Quality control standards are theoretically uniform across the network, but enforcement is the responsibility of the individual national firm. Public transparency into the effectiveness of these cross-border quality controls is limited due to the decentralized legal structure. The national partnership model creates an inherent opacity regarding shared risk and centralized governance.

Mandatory Annual Transparency Reports

The requirement for Big Four firms to publish annual transparency reports largely emerged from regulations in the European Union and the United Kingdom. These comprehensive reports provide stakeholders with a detailed view of the firm’s structure, governance, and internal quality mechanisms. While the US Public Company Accounting Oversight Board (PCAOB) mandates certain disclosures, the EU/UK model established the global benchmark for these documents.

These reports must detail the firm’s internal governance structure, including the responsibilities of the management board. They must outline the internal quality control system used to ensure compliance with auditing standards and ethical requirements. Reports also describe the firm’s approach to partner compensation, detailing how quality and independence factor into remuneration decisions.

The financial data section is crucial for assessing potential conflicts of interest. Firms must disclose total revenues, categorized by service type, such as statutory audit, tax advisory, and non-audit services. This breakdown allows the public to calculate the proportion of revenue derived from non-audit services relative to the audit practice.

A high proportion of non-audit fees from audit clients is seen as a potential threat to auditor independence. The reports must also list all public interest entities (PIEs) for which the firm conducted a statutory audit during the financial year. This client roster disclosure provides transparency into the firm’s market footprint and the systemic importance of its audit portfolio.

Reporting on Audit Quality Indicators

Transparency requirements include specific, measurable metrics known as Audit Quality Indicators (AQIs). These indicators provide data-driven insights into the inputs, processes, and outputs of the audit function itself. AQIs allow stakeholders to assess the quality and effectiveness of the audit engagement.

Input-based AQIs focus on resources dedicated to the audit, such as the partner-to-staff ratio on engagements. A lower ratio may signal diluted senior oversight, potentially reducing the quality of supervision. Another input metric is the total hours of professional training received by audit personnel, indicating the firm’s investment in technical competence.

Process-based AQIs examine the execution of the audit. Metrics include the average tenure of the audit partner on a specific client engagement. The percentage of audit work subject to internal inspection and review also reflects the firm’s self-monitoring intensity.

Output-based AQIs relate to the results of internal quality reviews and external regulatory inspections. Firms may disclose the number of audits requiring significant remediation following an internal review. These granular metrics quantify the technical performance of the audit practice.

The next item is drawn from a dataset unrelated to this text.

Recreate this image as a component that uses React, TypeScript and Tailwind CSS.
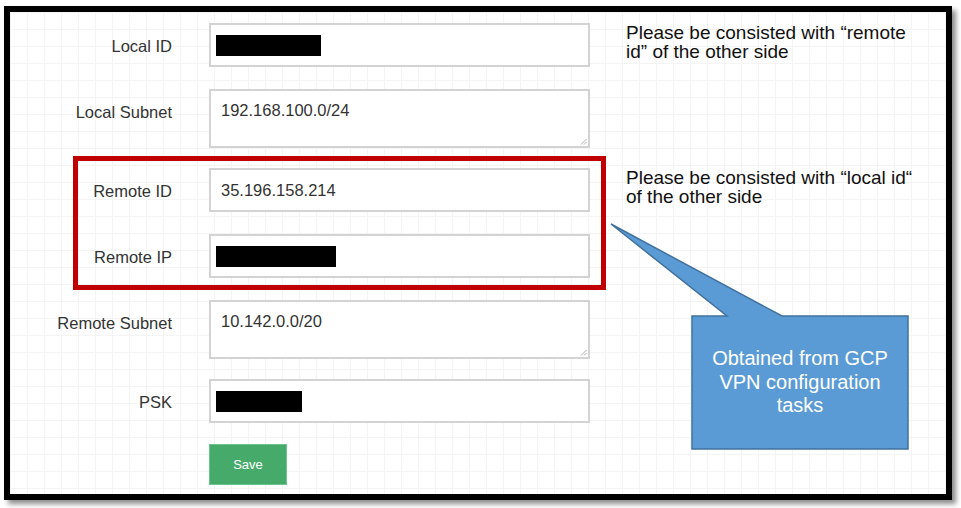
import React from "react";

const font = { fontFamily: '"Liberation Sans", Arial, sans-serif' };

function Grip() {
  return (
    <svg className="absolute right-[1px] bottom-[1px]" width="7" height="7" viewBox="0 0 7 7">
      <line x1="6.5" y1="1" x2="1" y2="6.5" stroke="#9a9a9a" strokeWidth="0.8" />
      <line x1="6.5" y1="4" x2="4" y2="6.5" stroke="#9a9a9a" strokeWidth="0.8" />
    </svg>
  );
}

function Field({ value, redact, area }: { value?: string; redact?: number; area?: boolean }) {
  return (
    <div
      className={
        "relative w-[381px] bg-white border-2 border-[#d3d3d3] text-[16.5px] text-[#333] px-[10px] " +
        (area ? "h-[59px] pt-[10px] leading-[19px]" : "h-[44px] flex items-center")
      }
    >
      {redact ? (
        <span className="block h-[21px] bg-black -ml-[5px]" style={{ width: redact }} />
      ) : (
        <span>{value}</span>
      )}
      {area && <Grip />}
    </div>
  );
}

function Row({
  label,
  labelW,
  children,
  className = "",
}: {
  label: string;
  labelW: number;
  children: React.ReactNode;
  className?: string;
}) {
  return (
    <div className={"flex items-start " + className}>
      <div
        className="h-[44px] pt-[2px] flex items-center justify-end text-[16.5px] text-[#333] shrink-0"
        style={{ width: labelW }}
      >
        {label}
      </div>
      <div className="ml-[37px]">{children}</div>
    </div>
  );
}

export default function App() {
  return (
    <div className="w-[961px] h-[508px] bg-white pt-[6px] pl-[4px] overflow-hidden" style={font}>
      <div className="relative box-border w-[948px] h-[494px] border-[6px] border-black shadow-[4px_4px_5px_rgba(0,0,0,0.45)] bg-white bg-[linear-gradient(to_right,#f4f4f4_1px,transparent_1px),linear-gradient(to_bottom,#f4f4f4_1px,transparent_1px)] bg-[size:17px_17px] flex">
        <div className="pt-[11px] w-[580px] shrink-0">
          <Row label="Local ID" labelW={162}>
            <Field redact={105} />
          </Row>
          <Row label="Local Subnet" labelW={162} className="mt-[22px]">
            <Field value="192.168.100.0/24" area />
          </Row>
          <div className="mt-[8px] ml-[63px] w-[533px] border-[5px] border-[#c00000] py-[7px]">
            <Row label="Remote ID" labelW={94}>
              <Field value="35.196.158.214" />
            </Row>
            <Row label="Remote IP" labelW={94} className="mt-[22px]">
              <Field redact={120} />
            </Row>
          </div>
          <Row label="Remote Subnet" labelW={162} className="mt-[10px]">
            <Field value="10.142.0.0/20" area />
          </Row>
          <Row label="PSK" labelW={162} className="mt-[20px]">
            <Field redact={86} />
          </Row>
          <div className="mt-[21px] ml-[199px]">
            <button className="w-[78px] h-[41px] bg-[#46ab6a] border border-[#6cc38c] text-white text-[13px]">
              Save
            </button>
          </div>
        </div>
        <div className="ml-[36px] w-[295px] text-[19px] leading-[19px] text-[#111]">
          <p className="mt-[11px]">Please be consisted with “remote id” of the other side</p>
          <p className="mt-[107px]">Please be consisted with “local id“ of the other side</p>
        </div>

        <svg
          className="absolute left-[595px] top-[208px] pointer-events-none"
          width="310"
          height="235"
          viewBox="0 0 310 235"
        >
          <path
            d="M6 4 L177 96 L303 96 L303 229 L87 229 L87 96 L122 96 Z"
            fill="#5b9bd5"
            stroke="#41719c"
            strokeWidth="1.5"
            strokeLinejoin="miter"
          />
        </svg>
        <div className="absolute left-[682px] top-[304px] w-[216px] h-[133px] flex items-center justify-center text-center text-white text-[20px] leading-[23.5px] px-[6px]">
          Obtained from GCP VPN configuration tasks
        </div>
      </div>
    </div>
  );
}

Independence and Conflict of Interest Disclosures

Maintaining auditor independence is a central tenet of US securities laws, enforced by the SEC and the PCAOB. The primary transparency mechanism is the required disclosure of non-audit services provided by the auditor to their audit clients. SEC rules mandate that public companies disclose the fees paid to their auditor for both audit and non-audit functions.

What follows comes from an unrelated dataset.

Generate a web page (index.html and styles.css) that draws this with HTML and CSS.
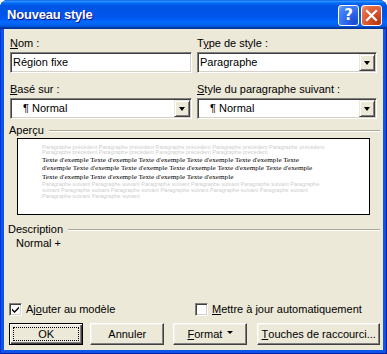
FILE: index.html
```html
<!DOCTYPE html>
<html lang="fr">
<head>
<meta charset="utf-8">
<title>Nouveau style</title>
<link rel="stylesheet" href="styles.css">
</head>
<body>
<div class="window">
  <div class="titlebar">
    <span class="title">Nouveau style</span>
    <div class="tb-buttons">
      <span class="tb-btn help">?</span>
      <span class="tb-btn close"><svg width="13" height="13" viewBox="0 0 13 13"><path d="M2 2 L11 11 M11 2 L2 11" stroke="#fff" stroke-width="2.2" stroke-linecap="square"/></svg></span>
    </div>
  </div>
  <div class="client">
    <div class="fields">
      <div class="field">
        <div class="label"><u>N</u>om :</div>
        <div class="box textbox">Région fixe</div>
      </div>
      <div class="field">
        <div class="label">T<u>y</u>pe de style :</div>
        <div class="box select"><span class="val plain">Paragraphe</span><span class="drop"><span class="arrow"></span></span></div>
      </div>
      <div class="field">
        <div class="label"><u>B</u>asé sur :</div>
        <div class="box select"><span class="val">¶ Normal</span><span class="drop"><span class="arrow"></span></span></div>
      </div>
      <div class="field">
        <div class="label"><u>S</u>tyle du paragraphe suivant :</div>
        <div class="box select"><span class="val">¶ Normal</span><span class="drop"><span class="arrow"></span></span></div>
      </div>
    </div>

    <div class="group-head"><span>Aperçu</span><span class="rule"></span></div>
    <div class="preview">
      <div class="prev">
        <div>Paragraphe précédent Paragraphe précédent Paragraphe précédent Paragraphe précédent Paragraphe précédent</div>
        <div>Paragraphe précédent Paragraphe précédent Paragraphe précédent Paragraphe précédent</div>
      </div>
      <div class="sample">
        <div>Texte d'exemple Texte d'exemple Texte d'exemple Texte d'exemple Texte d'exemple Texte</div>
        <div>d'exemple Texte d'exemple Texte d'exemple Texte d'exemple Texte d'exemple Texte d'exemple</div>
        <div>Texte d'exemple Texte d'exemple Texte d'exemple Texte d'exemple</div>
      </div>
      <div class="next">
        <div>Paragraphe suivant Paragraphe suivant Paragraphe suivant Paragraphe suivant Paragraphe suivant Paragraphe</div>
        <div>suivant Paragraphe suivant Paragraphe suivant Paragraphe suivant Paragraphe suivant Paragraphe suivant</div>
        <div>Paragraphe suivant Paragraphe suivant</div>
      </div>
    </div>

    <div class="group-head desc-head"><span>Description</span><span class="rule"></span></div>
    <div class="desc-text">Normal +</div>

    <div class="checks">
      <div class="check first">
        <span class="cbox"><svg width="9" height="9" viewBox="0 0 9 9"><path d="M1 3.5 L3.5 6 L8 1.5 L8 3.5 L3.5 8 L1 5.5 Z" fill="#000"/></svg></span>
        <span>Aj<u>o</u>uter au modèle</span>
      </div>
      <div class="check">
        <span class="cbox"></span>
        <span><u>M</u>ettre à jour automatiquement</span>
      </div>
    </div>

    <div class="buttons">
      <div class="btn default"><span class="focus">OK</span></div>
      <div class="btn b-annuler">Annuler</div>
      <div class="btn b-format"><span><u>F</u>ormat</span><span class="tri"></span></div>
      <div class="btn b-touches"><u>T</u>ouches de raccourci...</div>
    </div>
  </div>
</div>
</body>
</html>
```

FILE: styles.css
```css
html, body {
  margin: 0;
  padding: 0;
  background: #fff;
}
body {
  font-family: "Liberation Sans", Arial, sans-serif;
  font-size: 11px;
  color: #000;
}
.window {
  width: 387px;
  height: 354px;
  display: flex;
  flex-direction: column;
  background: #0B56EA;
  border-radius: 8px 8px 0 0;
  overflow: hidden;
  box-shadow: inset 1px 0 #0831D9, inset -1px 0 #001EA0, inset 0 -1px #001EA0;
}
.titlebar {
  height: 29px;
  flex: none;
  display: flex;
  align-items: flex-start;
  justify-content: space-between;
  padding: 0 5px 0 7px;
  background: linear-gradient(to bottom, #0058EE 0%, #3593FF 4%, #288EFF 6%, #127DFF 8%, #036FFC 10%, #0262EE 14%, #0057E5 20%, #0054E3 24%, #0055EB 56%, #005BF5 66%, #026AFE 76%, #0062EF 86%, #0052D6 92%, #0040AB 94%, #003092 100%);
}
.title {
  margin-top: 7px;
  line-height: 15px;
  font-family: "Liberation Sans", Arial, sans-serif;
  font-weight: bold;
  font-size: 13px;
  letter-spacing: -0.2px;
  color: #fff;
  text-shadow: 1px 1px #0F1089;
}
.tb-buttons {
  display: flex;
  gap: 2px;
  margin-top: 5px;
}
.tb-btn {
  width: 21px;
  height: 21px;
  box-sizing: border-box;
  border: 1px solid #fff;
  border-radius: 3px;
  display: flex;
  align-items: center;
  justify-content: center;
  color: #fff;
}
.help {
  background: radial-gradient(circle at 85% 85%, #1C4AD0 0%, #2E69F0 45%, #4A86FA 80%, #86B2FF 100%);
  font-family: "DejaVu Sans", sans-serif;
  font-weight: bold;
  font-size: 15px;
  line-height: 19px;
}
.close {
  background: radial-gradient(circle at 85% 85%, #B9360F 0%, #D9532B 45%, #E5714A 80%, #F3A88C 100%);
}
.client {
  flex: 1;
  margin: 0 4px 4px 4px;
  background: #ECE9D8;
  padding: 8px 3px 0 6px;
  display: flex;
  flex-direction: column;
}
.fields {
  display: grid;
  grid-template-columns: 182px 180px;
  column-gap: 5px;
  row-gap: 10px;
}
.field {
  display: flex;
  flex-direction: column;
}
.label {
  line-height: 13px;
  height: 13px;
  margin-bottom: 2px;
  white-space: nowrap;
}
.box {
  height: 21px;
  box-sizing: border-box;
  background: #fff;
  border: 1px solid;
  border-color: #808080 #fff #fff #808080;
  box-shadow: inset 1px 1px #404040, inset -1px -1px #D4D0C8;
  display: flex;
  align-items: center;
  line-height: 17px;
  white-space: nowrap;
}
.textbox {
  padding-left: 2px;
}
.select {
  padding: 1px 1px 1px 1px;
  align-items: stretch;
}
.select .val {
  flex: 1;
  padding-left: 11px;
  display: flex;
  align-items: center;
}
.select .val.plain {
  padding-left: 1px;
}
.drop {
  width: 16px;
  flex: none;
  background: #ECE9D8;
  box-sizing: border-box;
  border: 1px solid;
  border-color: #ECE9D8 #404040 #404040 #ECE9D8;
  box-shadow: inset 1px 1px #fff, inset -1px -1px #808080;
  display: flex;
  align-items: center;
  justify-content: center;
}
.arrow {
  width: 0;
  height: 0;
  border-left: 3.5px solid transparent;
  border-right: 3.5px solid transparent;
  border-top: 4px solid #000;
  margin-top: 1px;
}
.group-head {
  display: flex;
  align-items: center;
  height: 13px;
  line-height: 13px;
  margin: 5px 0 0 -1px;
}
.rule {
  flex: 1;
  height: 0;
  border-top: 1px solid #ACA899;
  border-bottom: 1px solid #fff;
  margin-left: 5px;
}
.desc-head {
  margin-top: 8px;
  margin-left: -2px;
}
.preview {
  margin: 1px 0 0 7px;
  width: 353px;
  height: 77px;
  box-sizing: border-box;
  border: 1px solid #000;
  background: #fff;
  padding: 6px 0 0 24px;
  white-space: nowrap;
  overflow: hidden;
}
.prev, .next {
  font-family: "Liberation Sans", Arial, sans-serif;
  font-size: 5.56px;
  color: #CDCDCD;
}
.prev div {
  line-height: 5px;
  height: 5px;
}
.next div {
  line-height: 6px;
  height: 6px;
}
.sample {
  font-family: "Liberation Serif", "Times New Roman", serif;
  font-size: 7.15px;
  color: #000;
  margin-top: 0.5px;
}
.sample div {
  line-height: 8.5px;
  height: 8.5px;
}
.next {
  margin-top: 0;
}
.desc-text {
  margin: 1px 0 0 6px;
  line-height: 13px;
}
.checks {
  display: flex;
  margin-top: 53px;
  margin-left: -1px;
  height: 13px;
  line-height: 13px;
}
.check {
  display: flex;
  align-items: center;
  gap: 4px;
  white-space: nowrap;
}
.check.first {
  width: 186px;
}
.cbox {
  width: 13px;
  height: 13px;
  box-sizing: border-box;
  background: #fff;
  border: 1px solid;
  border-color: #808080 #fff #fff #808080;
  box-shadow: inset 1px 1px #404040, inset -1px -1px #D4D0C8;
  display: flex;
  align-items: center;
  justify-content: center;
}
.buttons {
  display: flex;
  margin-top: 7px;
  margin-left: -1px;
}
.btn {
  width: 75px;
  height: 22px;
  box-sizing: border-box;
  background: #ECE9D8;
  border: 1px solid;
  border-color: #fff #404040 #404040 #fff;
  box-shadow: inset -1px -1px #808080, inset 1px 1px #F4F2E8;
  display: flex;
  align-items: center;
  justify-content: center;
  line-height: 13px;
  white-space: nowrap;
}
.btn.default {
  border: 1px solid #000;
  box-shadow: inset 1px 1px #fff, inset -1px -1px #404040, inset -2px -2px #808080;
  padding: 3px;
}
.btn.default .focus {
  flex: 1;
  align-self: stretch;
  border: 1px dotted #000;
  display: flex;
  align-items: center;
  justify-content: center;
}
.b-annuler {
  margin-left: 7px;
}
.b-format {
  margin-left: 9px;
  gap: 5px;
}
.tri {
  width: 0;
  height: 0;
  border-left: 3px solid transparent;
  border-right: 3px solid transparent;
  border-top: 3px solid #000;
  margin-top: -3px;
}
.b-touches {
  margin-left: 10px;
  width: 124px;
}
```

The disclosure must break down fees into three categories: audit fees, audit-related fees, and all other fees, including tax and consulting services. This granular reporting allows investors and the audit committee to assess the magnitude of the non-audit relationship relative to the statutory audit fee. A high non-audit fee structure can create a self-interest threat, potentially impairing the auditor’s objectivity.

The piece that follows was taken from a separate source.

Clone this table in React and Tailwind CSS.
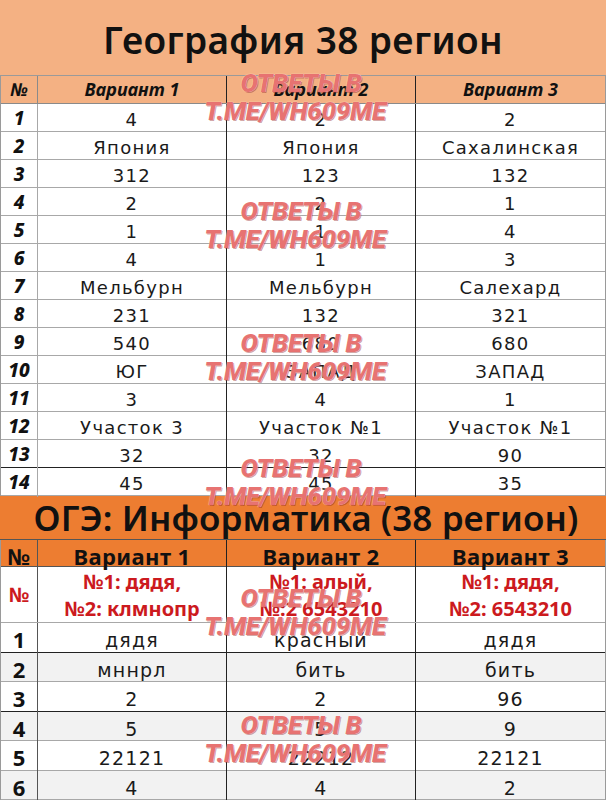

Firms must have internal systems for monitoring compliance with independence rules. This includes tracking investments by partners and staff and managing prohibited non-audit services. PCAOB rules require auditors to discuss the potential effects of non-audit services on independence with the audit committee prior to engagement.

Firms must also disclose their policies for ensuring compliance with partner rotation requirements. This includes the mandatory five-year rotation rule for lead and concurring audit partners on US public company engagements. These independence disclosures serve as a direct mechanism for stakeholders to evaluate the potential for conflicts of interest.

Regulatory Oversight and Public Inspection

The most objective source of transparency comes from external regulatory bodies, such as the US PCAOB and the UK Financial Reporting Council (FRC). These regulators conduct mandatory, periodic inspections of the Big Four firms to evaluate compliance with professional standards and quality control systems. The PCAOB inspects firms that audit more than 100 public companies annually.

The transparency mechanism is the public release of the inspection reports, which are segmented into two parts. Part I details deficiencies found in specific audit engagements, identifying instances where the firm failed to obtain sufficient audit evidence. This critique provides granular insight into the firm’s performance quality.

Part II of the report addresses deficiencies in the firm’s overall system of quality control. This section remains confidential only if the firm remediates the identified defects to the PCAOB’s satisfaction within twelve months. Failure to remediate requires the PCAOB to make Part II of the report public, serving as a powerful enforcement tool.

The public inspection reports are an independent check on the efficacy of the firms’ internal transparency reports. They provide a regulatory perspective on whether the firms’ stated policies are operating effectively in practice. This external oversight ensures the market receives a transparent, third-party assessment of the firms.